Exploring that creativity was like opening the door to a new world.  My affection for writing began at the tender age of eleven and that passion has always been my true  love.  Being able to paint my images with words gave me more freedom because the images came from my head and they were an original creation, not an imitation of anything else.

The poetry continued through high school but the writer in me found great competition with the sketch artist lurking in the shadows.  I would spend hours, most often during class, sketching and shading a large collection of pencil drawings and thus continued my artistic journey.  Oil painting, photography, wood carving, sewing and cake decorating are all part of my creative arsenal and I enjoy being able to dive into the bag and pull out a different weapon when the mood strikes.

pansy cake

Tonight, once again, I get to trade idioms for icing and decorate a going away cake for a friend.  I used to make wedding cakes as a side business and loved it.  It was three hours of being able to lose myself in a process that would begin with a blank canvas and turn into something beautiful.  The cake above was a cake I made for my mom on her 65th birthday.  Everything on the cake was made by hand and all edible.
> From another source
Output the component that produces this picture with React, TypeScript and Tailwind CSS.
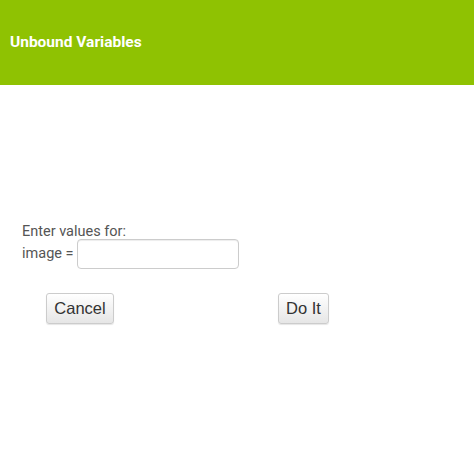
export default function App() {
  return (
    <div className="h-[474px] w-[474px] bg-white font-['Roboto',sans-serif]">
      {/* Title bar */}
      <div className="flex h-[85px] items-center bg-[#8fc202] pl-[10px]">
        <h2 className="text-[15.5px] font-bold text-white">Unbound Variables</h2>
      </div>

      {/* Body */}
      <div className="pl-[22px] pt-[138px] text-[14.5px] text-[#555]">
        <p className="leading-[18px]">Enter values for:</p>
        <div className="mt-[-2px] flex items-center">
          <span className="mr-[3px]">image =</span>
          <input
            type="text"
            className="h-[30px] w-[162px] rounded-[4px] border border-[#ccc] bg-white px-2 text-[14px] text-[#333] shadow-[inset_0_1px_1px_rgba(0,0,0,0.075)] outline-none"
          />
        </div>
      </div>

      {/* Actions */}
      <div className="mt-[24px] flex font-['Liberation_Sans',Arial,sans-serif]">
        <button className="ml-[46px] h-[31px] w-[68px] rounded-[3px] border border-[#ccc] bg-linear-to-b from-white to-[#e6e6e6] text-[16.5px] text-[#333] shadow-[0_1px_1px_rgba(0,0,0,0.1)]">
          Cancel
        </button>
        <button className="ml-[164px] h-[31px] w-[51px] rounded-[3px] border border-[#ccc] bg-linear-to-b from-white to-[#e6e6e6] text-[16.5px] text-[#333] shadow-[0_1px_1px_rgba(0,0,0,0.1)]">
          Do It
        </button>
      </div>
    </div>
  )
}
Perhaps my love of words stands above the rest because words are forever.  Cakes will be eaten, pencil and colors may fade, but words and phrases are always readily available and they do not need a time or a place to be written.  They linger in the recesses of my brain and stand ready and waiting, longing for the chance to be freed.

Though we have many loves throughout our lives, we always remember our first true love.  While the writer in me may step aside to allow the myriad of other hobbies to bubble to the surface, those words will wait for me because they know my heart belongs to them.

Family and friends aside, is writing your true love or do you share a passion for something else?